Because the United States depends on Muslims worldwide to get information, ground forces, and other assistance to use against the small percentage of radical Islamist terrorists, this immigration ban will probably prove as disastrous as U.S. torture at the Abu Ghraib and Guantanamo prisons did to the “war on terror.” Trump has made noises about bringing back such practices abhorrent to American values.

A Macho Image

Trump has a macho image, which his loyal followers eagerly gobble up, yet seems so scared of the remote probability that an already comprehensively vetted refugee will misbehave.

Donald Trump speaking with supporters at a hangar at Mesa Gateway Airport in Mesa, Arizona. Dec. 16, 2015 (Flickr Gage Skidmore)

Shouldn’t America instead be courageous and say that we’ll take the (very low) risk to help people desperately fleeing turmoil in countries, including those that happen to be largely Muslim, such as Syria? For most of our history, welcoming immigrants has been seared into the American identity, and we even think of ourselves as “a nation of immigrants.”

However, Trump could be initiating another one of the periodic dark periods in which immigrants were treated very badly. For example, Franklin Delano Roosevelt, for political gains, turned away a ship full of persecuted Jews during the Holocaust, refused to increase immigration quotas for such Jews during that horrible period, and threw Japanese residents, and even Japanese-Americans, into concentration camps during the same period. The indefinite ban on desperate Syrian refugees may very well become a similar stain on America’s legacy.

And a “safe zone” created in Syria will not make up for it. The underlying message is “keep those undesirable Muslims over there, not accept them here.” Besides, a safe zone may require the United States to get sucked into escalating the type of brushfire war that Trump, in the campaign, said he wanted to avoid. Setting up a safe zone could very well require the insertion of U.S. ground forces and the tangle of American air forces with those of nuclear-armed Russia.

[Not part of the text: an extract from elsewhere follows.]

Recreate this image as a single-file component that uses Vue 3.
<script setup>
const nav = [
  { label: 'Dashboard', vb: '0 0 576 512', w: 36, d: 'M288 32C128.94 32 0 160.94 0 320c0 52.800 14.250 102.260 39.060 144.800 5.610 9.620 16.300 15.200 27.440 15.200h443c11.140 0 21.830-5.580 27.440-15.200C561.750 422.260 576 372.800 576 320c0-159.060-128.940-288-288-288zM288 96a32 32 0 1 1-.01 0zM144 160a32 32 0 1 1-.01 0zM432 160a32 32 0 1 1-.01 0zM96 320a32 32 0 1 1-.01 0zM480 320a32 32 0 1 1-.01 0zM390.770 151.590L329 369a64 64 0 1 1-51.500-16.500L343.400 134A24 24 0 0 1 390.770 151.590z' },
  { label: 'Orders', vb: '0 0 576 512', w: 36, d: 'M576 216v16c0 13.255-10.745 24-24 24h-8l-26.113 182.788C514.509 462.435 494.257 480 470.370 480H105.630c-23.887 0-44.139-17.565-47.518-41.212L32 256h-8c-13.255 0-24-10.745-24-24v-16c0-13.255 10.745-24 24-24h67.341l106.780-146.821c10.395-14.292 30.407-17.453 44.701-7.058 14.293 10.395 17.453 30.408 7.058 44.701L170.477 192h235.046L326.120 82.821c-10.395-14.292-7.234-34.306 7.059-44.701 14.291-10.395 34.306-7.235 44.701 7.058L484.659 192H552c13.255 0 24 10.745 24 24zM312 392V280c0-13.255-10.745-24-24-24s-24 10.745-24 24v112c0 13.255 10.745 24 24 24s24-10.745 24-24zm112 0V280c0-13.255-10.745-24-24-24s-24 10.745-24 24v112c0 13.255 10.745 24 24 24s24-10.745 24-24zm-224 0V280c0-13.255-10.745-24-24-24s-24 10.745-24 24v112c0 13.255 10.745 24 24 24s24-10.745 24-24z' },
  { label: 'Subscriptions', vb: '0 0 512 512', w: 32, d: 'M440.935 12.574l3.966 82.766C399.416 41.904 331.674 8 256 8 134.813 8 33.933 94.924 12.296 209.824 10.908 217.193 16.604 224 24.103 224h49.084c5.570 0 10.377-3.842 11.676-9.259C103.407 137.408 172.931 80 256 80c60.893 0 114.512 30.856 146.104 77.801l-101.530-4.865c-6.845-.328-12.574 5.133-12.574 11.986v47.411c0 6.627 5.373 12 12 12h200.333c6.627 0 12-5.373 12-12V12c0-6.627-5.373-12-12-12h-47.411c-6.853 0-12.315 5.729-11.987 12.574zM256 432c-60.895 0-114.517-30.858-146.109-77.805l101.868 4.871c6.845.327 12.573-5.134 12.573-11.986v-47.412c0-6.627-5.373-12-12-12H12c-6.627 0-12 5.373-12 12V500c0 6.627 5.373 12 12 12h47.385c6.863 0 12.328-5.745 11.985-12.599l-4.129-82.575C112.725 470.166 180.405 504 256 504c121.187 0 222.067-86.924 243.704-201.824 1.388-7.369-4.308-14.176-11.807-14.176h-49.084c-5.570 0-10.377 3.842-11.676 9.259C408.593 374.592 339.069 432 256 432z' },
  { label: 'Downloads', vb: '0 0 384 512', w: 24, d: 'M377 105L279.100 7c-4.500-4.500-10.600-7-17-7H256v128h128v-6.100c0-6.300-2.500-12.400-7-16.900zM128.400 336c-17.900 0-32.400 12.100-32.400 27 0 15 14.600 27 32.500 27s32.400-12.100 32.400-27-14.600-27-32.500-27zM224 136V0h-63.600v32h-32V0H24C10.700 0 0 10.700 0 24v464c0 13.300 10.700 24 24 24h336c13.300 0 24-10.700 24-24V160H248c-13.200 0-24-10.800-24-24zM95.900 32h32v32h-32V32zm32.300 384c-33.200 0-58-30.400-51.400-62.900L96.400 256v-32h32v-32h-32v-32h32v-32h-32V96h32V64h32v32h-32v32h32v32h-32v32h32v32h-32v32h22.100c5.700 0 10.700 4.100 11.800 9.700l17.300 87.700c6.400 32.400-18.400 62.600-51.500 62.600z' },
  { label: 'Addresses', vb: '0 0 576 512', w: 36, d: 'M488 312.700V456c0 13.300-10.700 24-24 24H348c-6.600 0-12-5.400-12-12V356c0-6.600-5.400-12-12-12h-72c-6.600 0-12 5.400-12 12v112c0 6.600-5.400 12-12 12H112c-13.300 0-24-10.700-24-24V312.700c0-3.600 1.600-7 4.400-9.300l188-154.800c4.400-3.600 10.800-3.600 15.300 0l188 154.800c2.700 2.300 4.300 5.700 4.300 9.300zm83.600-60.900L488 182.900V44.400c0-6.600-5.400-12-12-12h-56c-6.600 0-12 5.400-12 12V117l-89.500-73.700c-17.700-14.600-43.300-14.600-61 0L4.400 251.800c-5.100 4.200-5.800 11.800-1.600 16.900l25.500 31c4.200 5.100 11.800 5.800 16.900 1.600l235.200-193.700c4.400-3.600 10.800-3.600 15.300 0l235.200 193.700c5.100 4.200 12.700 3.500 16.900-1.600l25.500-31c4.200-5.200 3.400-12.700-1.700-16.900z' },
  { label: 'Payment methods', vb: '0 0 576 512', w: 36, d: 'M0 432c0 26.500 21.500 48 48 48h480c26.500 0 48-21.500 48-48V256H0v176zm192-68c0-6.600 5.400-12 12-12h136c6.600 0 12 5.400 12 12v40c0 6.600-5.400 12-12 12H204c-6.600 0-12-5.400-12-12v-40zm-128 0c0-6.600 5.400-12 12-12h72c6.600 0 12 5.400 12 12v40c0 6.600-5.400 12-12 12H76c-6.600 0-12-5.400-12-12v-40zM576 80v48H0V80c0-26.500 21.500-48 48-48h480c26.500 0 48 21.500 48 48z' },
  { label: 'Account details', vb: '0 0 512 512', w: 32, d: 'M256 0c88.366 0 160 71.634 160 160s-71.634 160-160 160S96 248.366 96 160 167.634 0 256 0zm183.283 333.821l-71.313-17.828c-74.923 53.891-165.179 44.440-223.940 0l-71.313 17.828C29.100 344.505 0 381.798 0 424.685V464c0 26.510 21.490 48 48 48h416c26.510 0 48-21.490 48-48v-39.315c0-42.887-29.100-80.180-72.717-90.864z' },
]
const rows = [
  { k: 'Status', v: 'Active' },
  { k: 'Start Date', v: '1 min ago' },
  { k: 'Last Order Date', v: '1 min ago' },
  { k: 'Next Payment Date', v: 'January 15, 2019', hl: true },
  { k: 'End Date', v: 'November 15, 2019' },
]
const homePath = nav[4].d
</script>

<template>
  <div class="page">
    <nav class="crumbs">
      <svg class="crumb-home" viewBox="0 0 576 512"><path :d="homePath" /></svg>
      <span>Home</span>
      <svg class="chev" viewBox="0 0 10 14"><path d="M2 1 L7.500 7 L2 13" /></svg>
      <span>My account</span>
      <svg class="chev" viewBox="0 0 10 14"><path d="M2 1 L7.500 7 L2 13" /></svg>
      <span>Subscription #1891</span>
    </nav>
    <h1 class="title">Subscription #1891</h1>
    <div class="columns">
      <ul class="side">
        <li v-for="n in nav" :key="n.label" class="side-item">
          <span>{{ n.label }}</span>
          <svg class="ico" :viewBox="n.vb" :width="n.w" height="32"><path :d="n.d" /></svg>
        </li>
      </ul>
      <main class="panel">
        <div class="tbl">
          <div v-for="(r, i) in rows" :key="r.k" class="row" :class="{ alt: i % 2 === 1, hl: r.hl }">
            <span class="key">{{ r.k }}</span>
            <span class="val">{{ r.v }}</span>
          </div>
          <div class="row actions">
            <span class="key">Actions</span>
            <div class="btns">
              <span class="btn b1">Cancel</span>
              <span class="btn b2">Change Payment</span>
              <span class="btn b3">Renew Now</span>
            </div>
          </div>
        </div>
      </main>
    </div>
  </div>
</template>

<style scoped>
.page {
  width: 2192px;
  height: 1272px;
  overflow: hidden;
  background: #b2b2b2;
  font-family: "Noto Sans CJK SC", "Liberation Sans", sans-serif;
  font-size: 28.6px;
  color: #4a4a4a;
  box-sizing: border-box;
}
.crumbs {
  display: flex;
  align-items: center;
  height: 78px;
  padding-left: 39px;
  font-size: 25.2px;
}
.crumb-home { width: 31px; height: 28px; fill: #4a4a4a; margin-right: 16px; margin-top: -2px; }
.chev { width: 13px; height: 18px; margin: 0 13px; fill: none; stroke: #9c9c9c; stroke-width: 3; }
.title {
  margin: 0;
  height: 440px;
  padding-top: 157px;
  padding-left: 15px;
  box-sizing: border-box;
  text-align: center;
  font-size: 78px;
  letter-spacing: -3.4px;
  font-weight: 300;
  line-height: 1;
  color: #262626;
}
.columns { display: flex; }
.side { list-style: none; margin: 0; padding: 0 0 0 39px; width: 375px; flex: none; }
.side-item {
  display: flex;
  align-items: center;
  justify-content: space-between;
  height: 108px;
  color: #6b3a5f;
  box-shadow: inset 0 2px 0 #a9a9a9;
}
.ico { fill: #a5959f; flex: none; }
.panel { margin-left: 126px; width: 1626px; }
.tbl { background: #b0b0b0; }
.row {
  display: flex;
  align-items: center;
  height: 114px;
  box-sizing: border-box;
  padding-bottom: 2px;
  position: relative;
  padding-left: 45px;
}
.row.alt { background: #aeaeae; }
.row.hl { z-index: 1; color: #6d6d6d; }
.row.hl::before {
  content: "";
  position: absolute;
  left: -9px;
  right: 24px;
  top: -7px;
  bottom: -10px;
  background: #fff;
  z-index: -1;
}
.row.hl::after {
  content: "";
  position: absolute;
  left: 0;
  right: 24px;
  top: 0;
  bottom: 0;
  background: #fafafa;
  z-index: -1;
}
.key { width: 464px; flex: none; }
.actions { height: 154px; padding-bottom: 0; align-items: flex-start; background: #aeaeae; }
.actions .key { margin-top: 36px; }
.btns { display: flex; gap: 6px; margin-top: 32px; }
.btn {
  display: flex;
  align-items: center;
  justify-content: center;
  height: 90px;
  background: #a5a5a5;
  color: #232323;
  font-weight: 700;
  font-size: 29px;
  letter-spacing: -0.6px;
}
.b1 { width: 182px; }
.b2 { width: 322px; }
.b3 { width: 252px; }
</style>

Thus, Trump’s is the opposite of a sensible policy, which would be: Increase the amount of already thoroughly vetted Syrian and other refugees accepted into the United States and forget about creating a safe zone in Syria, which is much riskier for the United States than admitting some more refugees.

Using American armed force in Islamic countries, such as Syria, in the decades since World War II and getting the reputation for treating Muslims unfairly is the main reason the United States and its Western allies are targets of Islamist terrorist attacks, such those on 9/11, in the first place.

Ivan Eland is Senior Fellow and Director of the Center on Peace & Liberty at the Independent Institute. Dr. Eland is a graduate of Iowa State University and received an M.B.A. in applied economics and Ph.D. in national security policy from George Washington University. He spent 15 years working for Congress on national security issues, including stints as an investigator for the House Foreign Affairs Committee and Principal Defense Analyst at the Congressional Budget Office. [This article was also published at the HuffingtonPost.]

 

4 comments for “Trump Needs to Rethink Terror Policies

  1. Herman
    February 19, 2017 at 19:43

    The policy of safe zones is an intriguing one since it at least flirts with the proposition that the best way to deal with refugees is to create conditions where the refugees could return to Syria and persons there no longer wanted to emigrate. The United States has done the opposite, supporting regime change and supporting armed rebellion against Assad.

    Our policy must change to create a stable Syria, which existed to a large degree before we ramped up incitement with money and training after 2011.

    We should also accept the fact that most of the Syrian refugees would prefer to go home and those who didn’t want to return should be selectively allowed refuge.

    Trump has been made the bad guy here by the Democrats who supported the dissolution of the Syrian state and therefore created the refugee problem. Of course, the Republicans are as bad or worse.

    America should stand up and be accountable. We created the problem to a large degree, so we need to fix it by adopting a clear cut policy of supporting the Syrian Government in its efforts to disarm the rebels, stop materials and money flowing to them, and, yes, rebuild the country. We owe that to the refugees and all the Syrian people.

  2. Bill Bodden
    February 17, 2017 at 13:17

    A good starting point in resolving the problems associated with immigration would be to recognize the role of the United States in creating so many refugees – not only in the Middle East and South Asia but also in Central America.

  3. February 17, 2017 at 12:18

    Excellent and informative article:
    Therefore, I ask: “Will the War Agenda of the War Criminals Result in Nuclear War?”

    Are Iran and Russia … in the plans for “regime change,” by the war criminals that have, and are destroying, countries in the Middle East? Russia is now surrounded by the “War Gangs and War Criminals of NATO.”…
    Is it now Russia and Iran’s turn to be subjected to the planned and hellish wars that have already engulfed Iraq, Libya, Syria, Yemen and Afghanistan and other countries?…
    Because, “the Menu of the Deep State” appears to be more war,
    [read more at link below]
    http://graysinfo.blogspot.ca/2017/02/will-war-agenda-of-war-criminals-result.html

  4. February 17, 2017 at 11:49

    What I really do not understand is why in hell anyone from Asia, The Middle East and Africa would want to go to that country anyway. After arriving they will always be second class citizens, subject to discriminatory laws and regulations. I think I know why China sends so many students to the US and that is to glean every possible bit of knowledge from the US University system and then return to China and share that knowledge. it is just a matter of a few years for China ro surpass American higher education just as it has so many other crucial aspects of a modern society. In short they will take the things of value from that country and leave the rest much like Europe and America raped their societies for the last 500 years. Sort of like the Israeli attitude toward the US as stated by Natanyahu, ” we will take everything we can from to USA and then so far as Israel is concerned the US can dry up and blow away.”